The second question revolves around the optimal number of pages. Let's look at the distribution of the top 400 books by number of pages.

In [40]:
hover = HoverTool(
        tooltips=[
            ("Number of pages", "$y{int}"),
            ('Score','$x')
        ]
    )

p = Scatter(goodreads, 
            x="Score", 
            y="NumberOfPages", 
            title="Distribution of Pages by Score",
            xlabel='Score', 
            ylabel='Number of Pages',
            tools = [hover, 'box_zoom', 'reset'],
            color = ['#7ea4b3'],
            plot_width=950, plot_height=400)
    
plot_aes(p)
show(p)

## 2- Publishing

### Does the year of publication matter?

In [41]:
# create df with year and # of books per year
year_count = goodreads[['NumberOfPages','Year']].groupby('Year').size().rename('Count').reset_index()
year_count

# create df with year and avg # of pages per year
year_pages = goodreads[['NumberOfPages','Year']].groupby('Year').mean().reset_index()
year_pages['NumberOfPages'] = year_pages['NumberOfPages'].round()

In [42]:
from bokeh.models import LinearAxis, Range1d
from bokeh.models import Span, Label

hover = HoverTool(
        tooltips=[
            ('Year','$x{int}'),
        ]
    )

citation = Label(x=2005, y=42,
                 text= '2006', 
                 render_mode='css', 
                 border_line_alpha=1.0, 
                 text_font_size = '10pt', 
                 text_color = 'black')

p = figure(plot_width=950, plot_height=300, title='Total Count & Average Number of Pages (by Year of Publication)', tools = [hover])
p.quad(top = year_count['Count'],
       bottom = 0, 
       right=year_count['Year']-0.4, 
       left=year_count['Year']+0.4, color = '#7ea4b3',
       legend = 'Number of Books')

# p.yaxis.visible = False
# p.extra_y_ranges = {"NumberOfPages": Range1d(start=0, end=300)}
# p.add_layout(LinearAxis(y_range_name="NumberOfPages"), 'right')
p.line(year_pages['Year'],
       year_pages['NumberOfPages']/40, 
       line_width=2, 
       line_color = '#cfaec6',
       legend = "Average Number of Pages") # dividing # of pages by 40 to fit in plot

plot_aes(p, legend = "top_left")
p.add_layout(citation)
show(p)

In [68]:
# save df as a csv to be able to use it in other notebook
year_pages.to_csv('files/section2_books_per_year.csv', index=False)
year_count.to_csv('files/section2_books_per_year_count.csv', index=False)

## 3- Predicting

In [43]:
# number of reviews vs score & ranking category. 
# filter df with only Number of Reviews, Ranking Category and Score
reviewscount_df = goodreads[['NumberOfReviews','ScoreCat', 'Score']]

In [69]:
# plot the results to see if correlation between books sold and # of books in top 400
# hover = HoverTool(
#         tooltips=[
#             ("Value", "$y{int}")
#         ]
#     )

p = BoxPlot(reviewscount_df, 
            values='NumberOfReviews', 
            label='ScoreCat',
            title="Number of Reviews per Star", 
            ylabel='Number of Reviews',
            xlabel='',
            tools = ['box_zoom', 'reset'],
            color = ['#cfaec6'],
            whisker_color='black',
            legend = None,
#             marker= 'x',
            outliers=False,
            plot_width=950, plot_height=400)

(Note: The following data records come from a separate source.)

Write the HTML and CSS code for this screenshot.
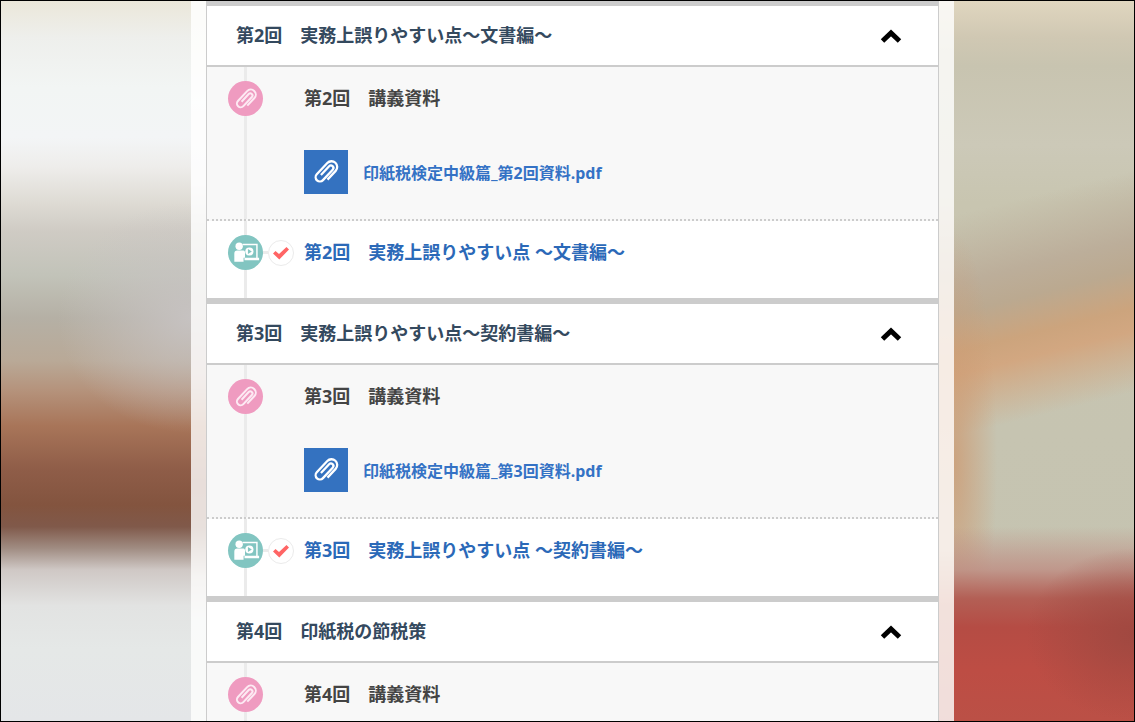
FILE: index.html
```
<!DOCTYPE html>
<html lang="ja">
<head>
  <meta charset="UTF-8">
  <title>印紙税検定 中級篇</title>
  <link rel="stylesheet" href="styles.css">
</head>
<body>
  <!-- shared icons -->
  <svg class="sprite" aria-hidden="true">
    <symbol id="clip" viewBox="-2 -2 28 28">
      <path d="M17.500 16V5.500a5 5 0 0 0-10 0V19a3.700 3.700 0 0 0 7.400 0V6.500a2 2 0 0 0-4.300 0V17" transform="rotate(43 12 12)"/>
    </symbol>
    <symbol id="movie" viewBox="0 0 36 36">
      <path d="M15 9h15.500v14.500H32V26H17v-2.500h12v-13H15z"/>
      <circle cx="11.500" cy="11.500" r="3.800"/>
      <path d="M6.500 27.500V19q0-3 3-3h6.500q1.500 0 1.500 2v5.500H16v4z"/>
      <circle cx="22" cy="17" r="4.200"/>
      <path d="M20.500 14.500v5l4-2.500z" class="play"/>
    </symbol>
    <symbol id="check" viewBox="0 0 18 18">
      <path d="M1 9.500 3.500 7l3.500 3L14.500 3 17 5.500 7.300 15.500z"/>
    </symbol>
    <symbol id="up" viewBox="0 0 22 14">
      <path d="M2.500 12 11 4l8.500 8"/>
    </symbol>
  </svg>

  <div class="page">
    <main class="container">
      <section class="lesson">
        <h2 class="lesson-head">
          <span>第2回　実務上誤りやすい点～文書編～</span>
          <button class="toggle" type="button" aria-label="閉じる"><svg><use href="#up"/></svg></button>
        </h2>
        <div class="item material">
          <div class="marks"><span class="mark pink"><svg><use href="#clip"/></svg></span></div>
          <div class="body">
            <h3>第2回　講義資料</h3>
            <a class="file" href="#"><span class="file-icon"><svg><use href="#clip"/></svg></span>印紙税検定中級篇_第2回資料.pdf</a>
          </div>
        </div>
        <div class="item movie">
          <div class="marks">
            <span class="mark green"><svg><use href="#movie"/></svg></span>
            <span class="joint"></span>
            <span class="done"><svg><use href="#check"/></svg></span>
          </div>
          <div class="body"><h3><a href="#">第2回　実務上誤りやすい点 ～文書編～</a></h3></div>
        </div>
      </section>

      <section class="lesson">
        <h2 class="lesson-head">
          <span>第3回　実務上誤りやすい点～契約書編～</span>
          <button class="toggle" type="button" aria-label="閉じる"><svg><use href="#up"/></svg></button>
        </h2>
        <div class="item material">
          <div class="marks"><span class="mark pink"><svg><use href="#clip"/></svg></span></div>
          <div class="body">
            <h3>第3回　講義資料</h3>
            <a class="file" href="#"><span class="file-icon"><svg><use href="#clip"/></svg></span>印紙税検定中級篇_第3回資料.pdf</a>
          </div>
        </div>
        <div class="item movie">
          <div class="marks">
            <span class="mark green"><svg><use href="#movie"/></svg></span>
            <span class="joint"></span>
            <span class="done"><svg><use href="#check"/></svg></span>
          </div>
          <div class="body"><h3><a href="#">第3回　実務上誤りやすい点 ～契約書編～</a></h3></div>
        </div>
      </section>

      <section class="lesson">
        <h2 class="lesson-head">
          <span>第4回　印紙税の節税策</span>
          <button class="toggle" type="button" aria-label="閉じる"><svg><use href="#up"/></svg></button>
        </h2>
        <div class="item material">
          <div class="marks"><span class="mark pink"><svg><use href="#clip"/></svg></span></div>
          <div class="body">
            <h3>第4回　講義資料</h3>
          </div>
        </div>
      </section>
    </main>
  </div>
</body>
</html>
```
FILE: styles.css
```
* {
  box-sizing: border-box;
}

body {
  margin: 0;
  font-family: "Noto Sans", "Noto Sans CJK JP", sans-serif;
  color: #444;
}

.sprite {
  display: none;
}

/* out-of-focus backdrop, seen through the edges of the container */
.page {
  display: flex;
  height: 100vh;
  overflow: hidden;
  border: 1px solid #000;
  background:
    linear-gradient(#e0d6bf 0%, #cbc7b4 8%, #c6c3ae 27%, #c3ab8e 38%, #d3a07a 50%, #cba688 76%, #bf6a50 84%, #b9584a 100%) right / 50% 100% no-repeat,
    linear-gradient(#f0efe2 0%, #f4f7f7 14%, #f0eff0 25%, #d0d0c8 33%, #c4beba 45%, #c2aca4 52%, #aa7658 59%, #8c5b47 67%, #8a6450 73%, #cfc8c2 80%, #e2e5e3 86%, #e0e4e0 100%) left / 50% 100% no-repeat;
}

.page::before,
.page::after {
  content: "";
}

.page::before {
  flex: 19;
  background:
    radial-gradient(ellipse 70% 16% at 100% 44%, rgba(200, 196, 196, 0.9), transparent),
    linear-gradient(#ebe7da 0%, #eeefec 5%, #f2f5f4 12%, #f3f5f6 19%, #eeedeb 23%, #dedbd4 28%, #cfcbc4 32%, #c2c3b9 38%, #b5b0a5 44%, #b9a997 50%, #b5937c 54%, #a87559 59%, #8f5d48 65%, #83543f 70%, #80594a 73%, #a08c82 76%, #cfc8c5 79%, #e2e3e2 84%, #e5e8e7 90%, #e4e6e8 100%);
}

.page::after {
  flex: 18;
  background:
    radial-gradient(ellipse 60% 12% at 100% 88%, rgba(158, 72, 64, 0.9), transparent),
    linear-gradient(transparent 73%, rgba(190, 140, 130, 0.8) 79%, #b35f55 83%, #b54c44 87%, #bd4d44 93%, #bb5046 100%),
    radial-gradient(ellipse 24% 32% at 0 64%, rgba(205, 155, 115, 0.8), transparent),
    linear-gradient(166deg, transparent 28%, #bcae9a 37%, #bba990 41%, #cca47d 46%, #d2a781 49%, transparent 57%),
    linear-gradient(#e0d6bf 0%, #d0c8b3 5%, #c8c4b0 9%, #ccc9b8 20%, #c8c5b0 28%, #c6c4b1 60%, #c4c3b0 100%);
}

.container {
  width: 763px;
  max-width: 100%;
  padding: 0 15px;
  background: rgba(255, 255, 255, 0.8);
}

.lesson {
  background: #fff;
  border: solid #ccc;
  border-width: 5px 1px 0;
}

.lesson + .lesson {
  border-top-width: 6px;
}

.lesson-head {
  display: flex;
  align-items: center;
  justify-content: space-between;
  height: 61px;
  margin: 0;
  padding: 0 36px 0 29px;
  border-bottom: 2px solid #ccc;
  font-size: 18px;
  line-height: 24px;
  color: #34495e;
}

.lesson-head span {
  padding-bottom: 2px;
}

.toggle {
  display: flex;
  padding: 0;
  border: 0;
  background: none;
  cursor: pointer;
}

.toggle svg {
  width: 22px;
  height: 14px;
  fill: none;
  stroke: #000;
  stroke-width: 5;
}

.item {
  display: flex;
  padding: 14px 21px 0;
  /* vertical timeline behind the marks */
  background: linear-gradient(#ebebeb, #ebebeb) 37px 0 / 3px 100% no-repeat;
}

.material {
  min-height: 154px;
  border-bottom: 2px dotted #ccc;
  background-color: #f8f8f8;
}

.movie {
  min-height: 77px;
}

.marks {
  display: flex;
  align-items: center;
  width: 76px;
  height: 35px;
}

.mark {
  display: flex;
  align-items: center;
  justify-content: center;
  width: 35px;
  height: 35px;
  border-radius: 50%;
}

.pink {
  background: #ef9bc0;
}

.pink svg {
  width: 28px;
  height: 28px;
  fill: none;
  stroke: #fdeaf3;
  stroke-width: 2;
}

.green {
  background: #82c5c1;
}

.green svg {
  width: 35px;
  height: 35px;
  fill: #fff;
}

.play {
  fill: #82c5c1;
}

.joint {
  width: 5px;
  height: 3px;
  background: #ebebeb;
}

.done {
  display: flex;
  align-items: center;
  justify-content: center;
  width: 26px;
  height: 26px;
  border: 1px solid #ebebeb;
  border-radius: 50%;
  background: #fff;
}

.done svg {
  width: 18px;
  height: 18px;
  fill: #ff6565;
}

h3 {
  margin: 0;
  font-size: 18px;
  line-height: 34px;
}

a {
  color: #2b69b8;
  text-decoration: none;
}

.file {
  display: flex;
  align-items: center;
  gap: 15px;
  margin-top: 35px;
  font-size: 16px;
  font-weight: bold;
  color: #3472c5;
}

.file-icon {
  display: flex;
  align-items: center;
  justify-content: center;
  width: 44px;
  height: 44px;
  background: #3472c0;
}

.file-icon svg {
  width: 32px;
  height: 32px;
  fill: none;
  stroke: #fff;
  stroke-width: 2;
}
```
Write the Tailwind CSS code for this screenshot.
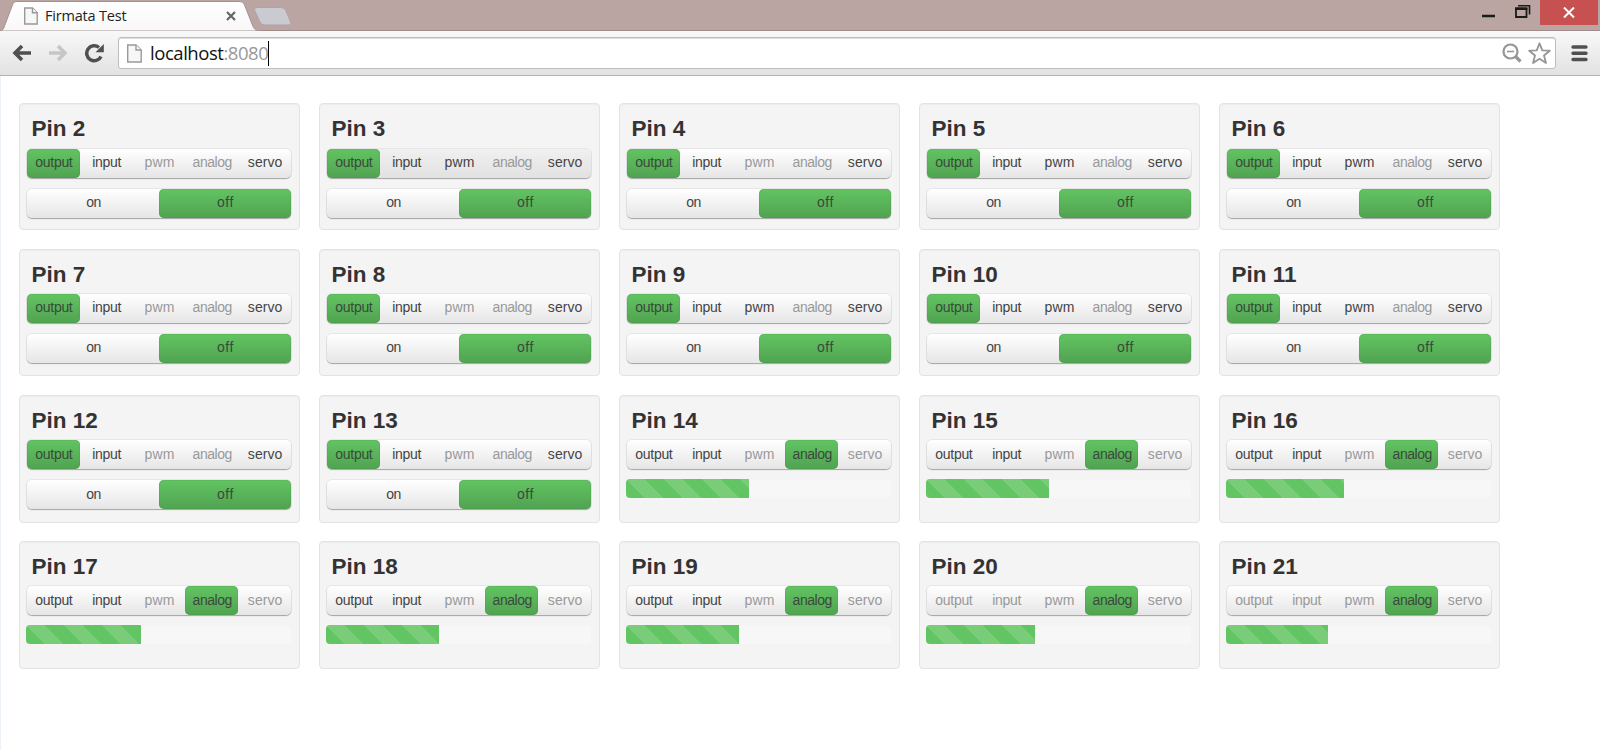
<!DOCTYPE html>
<html lang="en">
<head>
  <meta charset="UTF-8" />
  <meta name="viewport" content="width=device-width, initial-scale=1.0"/>
  <title>Firmata Test</title>
  <script src="https://cdn.jsdelivr.net/npm/@tailwindcss/browser@4"></script>
</head>
<body class="h-screen overflow-hidden bg-white font-['Liberation_Sans',Arial,sans-serif]">
  <!-- tab strip -->
  <div class="flex h-[31px] w-full bg-[#bba5a3] font-['Open_Sans',sans-serif] shadow-[inset_0_-1px_0_#a08c8b]">
    <div class="relative flex">
      <svg class="absolute left-0 top-0" width="300" height="31" viewBox="0 0 300 31">
        <defs>
          <linearGradient id="tab" x1="0" y1="0" x2="0" y2="1">
            <stop offset="0" stop-color="#ffffff"/>
            <stop offset="1" stop-color="#f8f8f8"/>
          </linearGradient>
        </defs>
        <path d="M0 31 C4 30 4 27 6 22 L12 6 C14 1.5 15 1.5 18 1.5 H238 C242 1.5 243 2 245 6 L252 24 C254 29 255 30.5 260 31 Z" fill="url(#tab)" stroke="#a39190" stroke-width="1"/>
        <path d="M257 7.500 H281 Q284 7.500 285.500 10 L290.500 22 Q291.500 25 288 25 H265 Q261 25 260 22 L254.500 10 Q254 7.500 257 7.500 Z" fill="#cacad1" stroke="#b3a3a4"/>
      </svg>
      <div class="relative flex w-[236px] items-center pl-6 pt-px">
        <svg width="14" height="18" viewBox="0 0 14 18" fill="#f7f7f7" stroke="#999" stroke-width="1.400"><path d="M.7 1 H8.500 L13.200 5.800 V17 H.7 Z"/><path d="M8.500 1 V5.800 H13.200"/></svg>
        <span class="ml-[7px] flex-1 whitespace-nowrap text-[14.500px] tracking-[-0.200px] text-[#222]">Firmata Test</span>
        <svg width="10" height="10" viewBox="0 0 10 10" stroke="#666" stroke-width="2.200"><path d="M1 1 L9 9 M9 1 L1 9"/></svg>
      </div>
    </div>
    <!-- window buttons -->
    <div class="ml-auto flex">
      <svg class="mr-[19px]" width="14" height="25" viewBox="0 0 14 25" fill="none" stroke="#1a1a1a" stroke-width="2.500"><path d="M0 16 H13"/></svg>
      <svg class="mr-[9px]" width="16" height="25" viewBox="0 0 16 25" fill="none" stroke="#1a1a1a"><path d="M3 5.700 H14.500 V14.500" stroke-width="1.600"/><path d="M1 9 H11.500 V17 H1 Z" stroke-width="1.800"/><path d="M0 8.500 H12.400" stroke-width="2.500"/></svg>
      <div class="mr-[2px] flex h-[25px] w-[58px] items-center justify-center bg-[#c75050]">
        <svg width="12" height="11" viewBox="0 0 12 11" stroke="#fff" stroke-width="2"><path d="M1 .5 L11 10.500 M11 .5 L1 10.500"/></svg>
      </div>
    </div>
  </div>

  <!-- toolbar -->
  <div class="flex h-[45px] items-start border-b border-[#b3b3b3] bg-linear-to-b from-[#f8f8f8] to-[#e2e2e2] pl-3 pr-3 pt-[6px]">
    <svg class="mt-[7px]" width="20" height="18" viewBox="0 0 20 18" fill="none" stroke="#505050" stroke-width="3.600"><path d="M3 9 H19 M10 2 L3 9 L10 16"/></svg>
    <svg class="ml-4 mt-[7px]" width="20" height="18" viewBox="0 0 20 18" fill="none" stroke="#c6c6c6" stroke-width="3.600"><path d="M1 9 H17 M10 2 L17 9 L10 16"/></svg>
    <svg class="ml-4 mt-[6px]" width="21" height="20" viewBox="0 0 21 20"><path d="M17 13.500 A7.500 7.500 0 1 1 15 4.500" fill="none" stroke="#505050" stroke-width="3.500"/><path d="M19.800 1 V9.300 H11.500 Z" fill="#505050"/></svg>
    <div class="ml-[13px] flex h-[32px] flex-1 items-center rounded-[3px] border border-[#bdbdbd] bg-white pl-[8px] pr-[4px] shadow-[inset_0_1px_0_#dcdcdc]">
      <svg width="15" height="19" viewBox="0 0 15 19" fill="#f7f7f7" stroke="#999" stroke-width="1.400"><path d="M.7 1 H9 L14.200 6 V18 H.7 Z"/><path d="M9 1 V6 H14.200"/></svg>
      <span class="ml-[8px] whitespace-nowrap font-['Open_Sans',sans-serif] text-[18.500px] tracking-[-0.450px] text-[#111]">localhost<span class="text-[#999]">:8080</span></span>
      <div class="h-[25px] w-px bg-black"></div>
      <div class="flex-1"></div>
      <svg width="20" height="20" viewBox="0 0 20 20" fill="none" stroke="#969696"><circle cx="8.500" cy="8.500" r="7" stroke-width="2.200"/><path d="M5 8.500 H12" stroke-width="1.600"/><path d="M13.500 13.500 L18.500 18.500" stroke-width="3.200"/></svg>
      <svg class="ml-[6px]" width="23" height="23" viewBox="0 0 23 23" fill="#fff" stroke="#969696" stroke-width="1.800" stroke-linejoin="round"><path d="M11.500 1.300 L14.300 8.300 L21.800 8.700 L16 13.500 L18 21 L11.500 16.800 L5 21 L7 13.500 L1.200 8.700 L8.700 8.300 Z"/></svg>
    </div>
    <svg class="ml-[15px] mt-[8px]" width="17" height="17" viewBox="0 0 17 17" stroke="#505050" stroke-width="3.400" stroke-linecap="round"><path d="M2 2 H15 M2 8.200 H15 M2 14.500 H15"/></svg>
  </div>

  <div class="h-[674px] border-l border-[#edf2f8] pl-[18px] pt-[26.500px]">
    <div id="pins" class="grid w-[1481px] grid-cols-5 gap-x-[19px] gap-y-[18.750px]"></div>
  </div>

  <script>
    const MODES = ['output', 'input', 'pwm', 'analog', 'servo'];
    const SPACING = {
      output: 'tracking-[-0.300px]',
      input: 'tracking-[-0.300px]',
      pwm: 'tracking-[0.200px]',
      analog: 'tracking-[-0.450px]',
      servo: 'tracking-[0.050px]',
      on: 'tracking-[-0.500px]',
      off: 'tracking-[0.600px]'
    };
    const GREEN = 'rounded-[5px] bg-linear-to-b from-[#62c462] to-[#51a351] text-[#3a4a3a] shadow-[inset_0_0_1px_#2f7a2f]';

    // pin number, active mode, disabled modes, analog level in px
    const pins = [
      [2, 'output', ['pwm', 'analog']],
      [3, 'output', ['analog']],
      [4, 'output', ['pwm', 'analog']],
      [5, 'output', ['analog']],
      [6, 'output', ['analog']],
      [7, 'output', ['pwm', 'analog']],
      [8, 'output', ['pwm', 'analog']],
      [9, 'output', ['analog']],
      [10, 'output', ['analog']],
      [11, 'output', ['analog']],
      [12, 'output', ['pwm', 'analog']],
      [13, 'output', ['pwm', 'analog']],
      [14, 'analog', ['pwm', 'servo'], 122.5],
      [15, 'analog', ['pwm', 'servo'], 122.5],
      [16, 'analog', ['pwm', 'servo'], 117.5],
      [17, 'analog', ['pwm', 'servo'], 115],
      [18, 'analog', ['pwm', 'servo'], 112.5],
      [19, 'analog', ['pwm', 'servo'], 112.5],
      [20, 'analog', ['output', 'input', 'pwm', 'servo'], 108.5],
      [21, 'analog', ['output', 'input', 'pwm', 'servo'], 101.5]
    ];

    function button(label, active, disabled) {
      const state = active ? GREEN : disabled ? 'text-[#999]' : 'text-[#444]';
      return `<div class="flex flex-1 items-center justify-center pb-px pl-px ${SPACING[label]} ${state}">${label}</div>`;
    }

    function group(buttons, hover) {
      const fill = hover ? 'from-[#f0f0f0] to-[#e2e2e2]' : 'from-white to-[#e6e6e6]';
      return `<div class="flex h-[29px] rounded-[5px] bg-linear-to-b ${fill} text-[14px] shadow-[0_1px_1px_#a3a3a3,0_0_0_1px_#e6e6e6]">${buttons}</div>`;
    }

    document.getElementById('pins').innerHTML = pins.map(([pin, mode, disabled, level]) => {
      const modes = group(MODES.map(m => button(m, m === mode, disabled.includes(m))).join(''), pin === 3);
      const control = mode === 'output'
        ? `<div class="mt-[11px]">${group(button('on') + button('off', true))}</div>`
        : `<div class="-ml-px mt-[9.500px] h-[19px] overflow-hidden rounded-[4px] bg-[#f7f7f7] shadow-[inset_0_1px_1px_rgba(0,0,0,.02)]">
             <div class="h-full bg-[#62c462] bg-[linear-gradient(45deg,rgba(255,255,255,.15)_25%,transparent_25%,transparent_50%,rgba(255,255,255,.15)_50%,rgba(255,255,255,.15)_75%,transparent_75%,transparent)] bg-[length:38px_38px]" style="width: ${level}px"></div>
           </div>`;
      // the first row sits slightly looser under its headings
      const gap = pin < 7 ? 'mb-[4px]' : 'mb-[3px]';
      return `<div class="h-[127.500px] rounded-[4px] border border-[#e3e3e3] bg-[#f4f4f4] pl-[7px] pr-[8px] pt-[9px] shadow-[inset_0_1px_1px_rgba(0,0,0,.03)]">
        <h3 class="${gap} pl-[4.500px] text-[22.500px] leading-8 font-bold text-[#333]">Pin ${pin}</h3>
        ${modes}
        ${control}
      </div>`;
    }).join('');
  </script>
</body>
</html>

p.left[0].formatter.use_scientific = False
p.xaxis.major_label_orientation = 'horizontal'

plot_aes(p)
show(p)

In [70]:
reviewscount_df.to_csv('files/section3_reviews_count.csv', index=False)

## Moving to Sentiment Analysis for the Reviews & Description Columns

In [45]:
from itertools import *
from nltk.tokenize import wordpunct_tokenize 
from __future__ import division

from afinn import Afinn
afinn = Afinn()

Using the AFINN dictionary to perform a sentiment analysis on the Reviews. The output of the AFINN method is a float variable (the AFINN score) that if larger than zero indicates a positive sentiment and less than zero indicates negative sentiment.

In [46]:
# We are interested in analyzing the sentiment score for the Reviews column.
# The AFINN lexicon provides a positivity score for each word, from -5 (most negative) to 5 (most positive).  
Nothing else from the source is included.